RAJA AMPAT: LAPAR TAMBANG, BUTA EKOSISTEM

RAJA AMPAT: LAPAR TAMBANG, BUTA EKOSISTEM

Oleh: Farid Gaban

Setelah protes yang luas, Pemerintahan Prabowo menghentikan 4 izin penambangan di Raja Ampat, dan menyisakan satu konsesi tambang nikel di Pulau Gag.

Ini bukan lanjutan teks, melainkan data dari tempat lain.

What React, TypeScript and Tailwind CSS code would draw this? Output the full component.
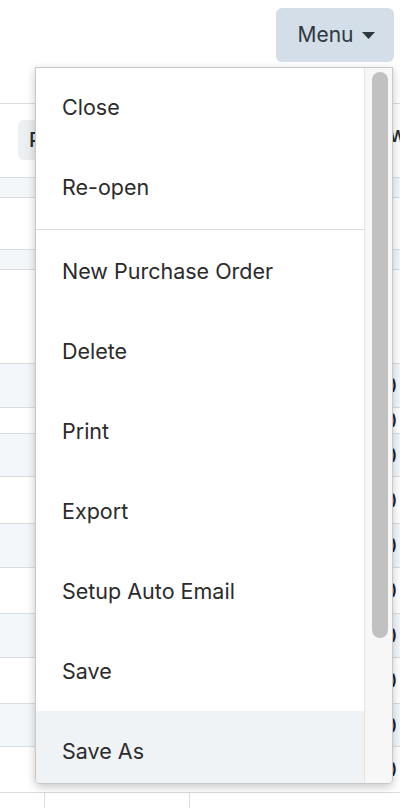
import { useState } from 'react';

type Row = { h: string; tint?: boolean };

// background grid rows behind the open menu
const rows: Row[] = [
  { h: 'h-[20px]', tint: true },
  { h: 'h-[52px]' },
  { h: 'h-[20px]', tint: true },
  { h: 'h-[94px]' },
  { h: 'h-[44px]', tint: true },
  { h: 'h-[26px]' },
  { h: 'h-[43px]', tint: true },
  { h: 'h-[47px]' },
  { h: 'h-[44px]', tint: true },
  { h: 'h-[46px]' },
  { h: 'h-[44px]', tint: true },
  { h: 'h-[46px]' },
  { h: 'h-[43px]', tint: true },
  { h: 'h-[46px]' },
];

const topItems = ['Close', 'Re-open'];
const mainItems = ['New Purchase Order', 'Delete', 'Print', 'Export', 'Setup Auto Email', 'Save', 'Save As'];

function MenuItem({ label, active }: { label: string; active?: boolean }) {
  return (
    <div
      className={
        'flex h-[80px] shrink-0 items-center pl-[26px] text-[21.5px] text-[#2b2b2b] ' +
        (active ? 'bg-[#f0f3f6]' : 'bg-white')
      }
    >
      {label}
    </div>
  );
}

export default function App() {
  const [open, setOpen] = useState(true);

  return (
    <div className="relative h-[808px] w-[400px] overflow-hidden bg-white font-['Inter',sans-serif]">
      {/* toolbar */}
      <div className="flex h-[103px] items-start justify-end pr-[6px] pt-[8px]">
        <button
          onClick={() => setOpen(!open)}
          className="flex h-[54px] w-[118px] items-center justify-center gap-[8px] rounded-[6px] bg-[#d3dee8] pl-[2px] text-[21px] text-[#303741]"
        >
          <span>Menu</span>
          <svg width="13" height="7" viewBox="0 0 13 7">
            <path d="M0 0h13L6.5 7z" fill="#303741" />
          </svg>
        </button>
      </div>

      {/* grid */}
      <div className="border-t border-[#d9dde1]">
        <div className="flex h-[74px] items-start justify-between border-b border-[#d9dde1] pt-[16px]">
          <div className="ml-[18px] flex h-[40px] items-center rounded-[6px] bg-[#eceff2] px-[11px] text-[20px] font-medium text-[#2b2b2b]">
            PO Number
          </div>
          <div className="mr-[-6px] pt-[4px] text-[16px] font-semibold text-[#2b2b2b]">W</div>
        </div>
        {rows.map((r, i) => (
          <div
            key={i}
            className={
              'flex items-center justify-end border-b border-[#d9dde1] pr-[3px] text-[15px] font-bold text-[#222] ' +
              r.h +
              ' ' +
              (r.tint ? 'bg-[#f4f7fa]' : 'bg-white')
            }
          >
            {i > 3 ? ')' : ''}
          </div>
        ))}
        <div className="flex h-[20px]">
          <div className="w-[45px] border-r border-[#d9dde1]" />
          <div className="w-[145px] border-r border-[#d9dde1]" />
        </div>
      </div>

      {/* dropdown */}
      {open && (
        <div className="absolute left-[35px] top-[67px] flex h-[717px] w-[358px] overflow-hidden rounded-b-[5px] border border-[#c8c8c8] bg-white shadow-[0_3px_10px_rgba(0,0,0,0.22)]">
          <div className="flex flex-1 flex-col overflow-hidden">
            <div className="-mt-[1px] flex flex-col">
              {topItems.map((t) => (
                <MenuItem key={t} label={t} />
              ))}
              <div className="flex h-[4px] shrink-0 items-center">
                <div className="h-px w-full bg-[#dcdcdc]" />
              </div>
              {mainItems.map((t) => (
                <MenuItem key={t} label={t} active={t === 'Save As'} />
              ))}
            </div>
          </div>
          <div className="w-[28px] shrink-0 border-l border-[#e4e4e4] bg-[#f7f7f7] pl-[7px] pt-[4px]">
            <div className="h-[566px] w-[16px] rounded-full bg-[#c1c1c1]" />
          </div>
        </div>
      )}
    </div>
  );
}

Dengan menyisakan Pulau Gag, Pemerintah tidak paham bagaimana alam dan ekosistem bekerja dan tidak setia dengan aturannya sendiri.
Pulau Gag merupakan bagian tak terpisahkan dari wilayah Kabupaten Raja Ampat dan dari ekosistem yang unik. Pulau itu bagian dari eco-region Raja Ampat yang sama, yang saling terhubung dan terkait.

Pulau Gag hanya 60 km2 luasnya. Pemerintah menetapkan pulau yang luasnya kurang dari 2.000 km2 sebagai pulau kecil.

Pulau kecil memiliki ekosistem yang rapuh. Itu sebabnya menurut aturan pemerintah sendiri, pulau kecil terlarang untuk ditambang. Ketentuan ini tertuang dalam UU No 1 Tahun 2014 dan diperkuat oleh Putusan Mahkamah Konstitusi pada 2023.

Belakangan, aturan diubah untuk mengakomodasi keserakahan investor tambang; namun dengan syarat "tidak merusak lingkungan" serta "disetujui warga setempat".

Pengertian "tidak merusak lingkungan" itu sangat longgar.

Menambang di kawasan ekosistem yang rapuh sendiri sudah hampir pasti merusak lingkungan darat maupun lautnya.

Tidak pula menghitung bahwa sedimentasi akibat penambangan, baik lumpur maupun logam beratnya, akan langsung masuk ke laut, dibawa arus laut puluhan kilometer jauhnya.

Dan potensial menghancurkan terumbu karang berpuluh kilometer jauhnya.